- _OBJECTIVE_: Copy every line of the entries that includes the word "with".

- _DATASET ROWS_:
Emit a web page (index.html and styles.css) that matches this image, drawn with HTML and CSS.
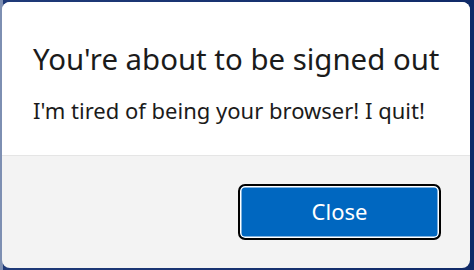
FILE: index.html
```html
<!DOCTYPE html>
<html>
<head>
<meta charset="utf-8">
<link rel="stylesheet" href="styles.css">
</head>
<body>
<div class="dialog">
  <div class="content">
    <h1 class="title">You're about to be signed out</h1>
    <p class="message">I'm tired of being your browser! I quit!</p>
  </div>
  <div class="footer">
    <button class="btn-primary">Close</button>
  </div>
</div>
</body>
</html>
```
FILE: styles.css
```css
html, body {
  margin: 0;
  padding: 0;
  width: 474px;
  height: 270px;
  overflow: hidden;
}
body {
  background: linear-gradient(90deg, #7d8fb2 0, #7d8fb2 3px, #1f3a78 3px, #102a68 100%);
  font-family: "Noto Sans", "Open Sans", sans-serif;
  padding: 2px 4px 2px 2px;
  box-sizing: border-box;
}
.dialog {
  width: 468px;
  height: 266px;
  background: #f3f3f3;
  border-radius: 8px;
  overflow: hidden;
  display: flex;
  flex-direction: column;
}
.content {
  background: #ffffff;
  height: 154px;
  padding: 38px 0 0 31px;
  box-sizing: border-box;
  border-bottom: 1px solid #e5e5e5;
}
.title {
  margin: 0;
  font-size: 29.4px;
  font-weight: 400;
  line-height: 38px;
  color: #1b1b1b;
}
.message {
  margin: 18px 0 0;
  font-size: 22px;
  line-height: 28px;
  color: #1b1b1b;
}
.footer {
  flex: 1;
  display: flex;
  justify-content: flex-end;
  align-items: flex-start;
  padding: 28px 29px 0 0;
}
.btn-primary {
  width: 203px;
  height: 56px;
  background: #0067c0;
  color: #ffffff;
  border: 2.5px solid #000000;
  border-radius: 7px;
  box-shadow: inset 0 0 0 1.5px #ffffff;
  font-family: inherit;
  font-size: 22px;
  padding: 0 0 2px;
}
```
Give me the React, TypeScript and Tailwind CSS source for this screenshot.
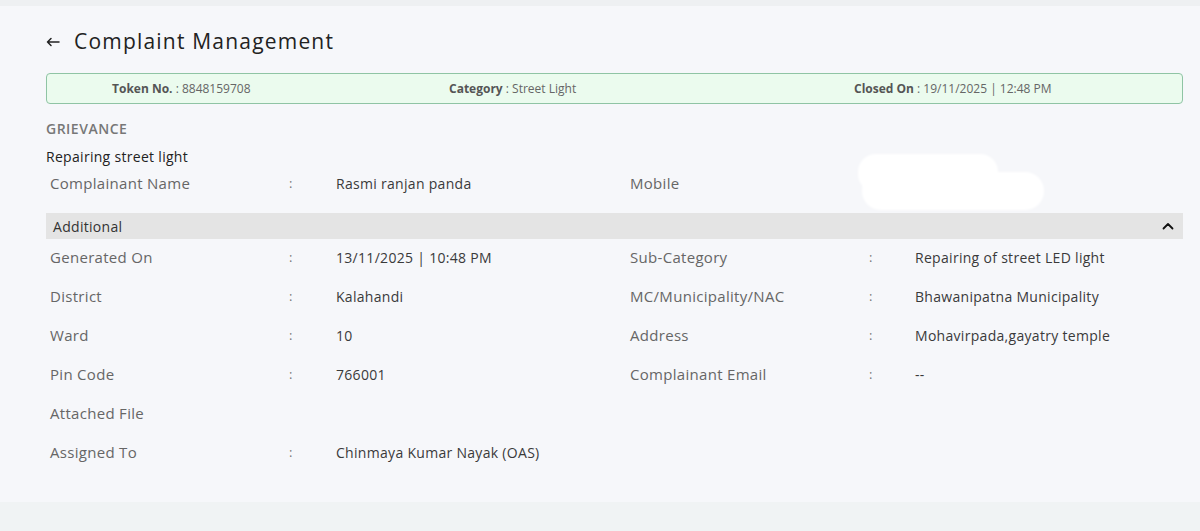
* * *
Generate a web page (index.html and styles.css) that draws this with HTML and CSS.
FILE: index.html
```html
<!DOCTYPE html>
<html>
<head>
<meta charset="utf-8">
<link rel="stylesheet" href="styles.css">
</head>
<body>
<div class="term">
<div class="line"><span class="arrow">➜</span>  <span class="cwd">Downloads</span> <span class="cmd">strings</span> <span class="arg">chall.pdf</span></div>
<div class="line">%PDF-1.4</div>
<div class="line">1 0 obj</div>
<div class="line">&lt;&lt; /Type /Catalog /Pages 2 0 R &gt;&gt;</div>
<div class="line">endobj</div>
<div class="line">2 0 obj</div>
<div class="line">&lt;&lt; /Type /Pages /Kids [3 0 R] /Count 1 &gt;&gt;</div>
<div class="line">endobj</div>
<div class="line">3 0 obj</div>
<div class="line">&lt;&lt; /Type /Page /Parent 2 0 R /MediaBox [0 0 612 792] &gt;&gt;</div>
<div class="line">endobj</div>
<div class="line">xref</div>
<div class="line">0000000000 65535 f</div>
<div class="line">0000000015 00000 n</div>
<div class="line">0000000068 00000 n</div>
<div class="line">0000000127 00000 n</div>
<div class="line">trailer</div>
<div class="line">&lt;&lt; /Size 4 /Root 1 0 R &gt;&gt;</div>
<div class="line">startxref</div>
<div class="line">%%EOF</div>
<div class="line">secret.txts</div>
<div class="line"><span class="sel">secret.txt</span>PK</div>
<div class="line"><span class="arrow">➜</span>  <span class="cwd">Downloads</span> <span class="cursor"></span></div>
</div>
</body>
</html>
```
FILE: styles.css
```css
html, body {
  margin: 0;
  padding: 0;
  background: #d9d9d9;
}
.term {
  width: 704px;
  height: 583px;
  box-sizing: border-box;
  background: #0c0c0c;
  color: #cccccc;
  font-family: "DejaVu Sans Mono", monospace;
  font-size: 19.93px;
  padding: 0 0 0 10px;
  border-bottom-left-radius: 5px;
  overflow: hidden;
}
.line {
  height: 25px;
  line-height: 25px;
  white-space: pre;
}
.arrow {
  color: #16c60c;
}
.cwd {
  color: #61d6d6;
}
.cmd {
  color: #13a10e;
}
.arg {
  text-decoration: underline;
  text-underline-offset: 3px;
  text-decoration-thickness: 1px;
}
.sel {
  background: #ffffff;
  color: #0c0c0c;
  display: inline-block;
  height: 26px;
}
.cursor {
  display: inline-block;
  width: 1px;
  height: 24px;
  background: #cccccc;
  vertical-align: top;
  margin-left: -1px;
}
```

- _TASK OUTPUT_:
Emit a web page (index.html and styles.css) that matches this image, drawn with HTML and CSS.
Generate a web page (index.html and styles.css) that draws this with HTML and CSS.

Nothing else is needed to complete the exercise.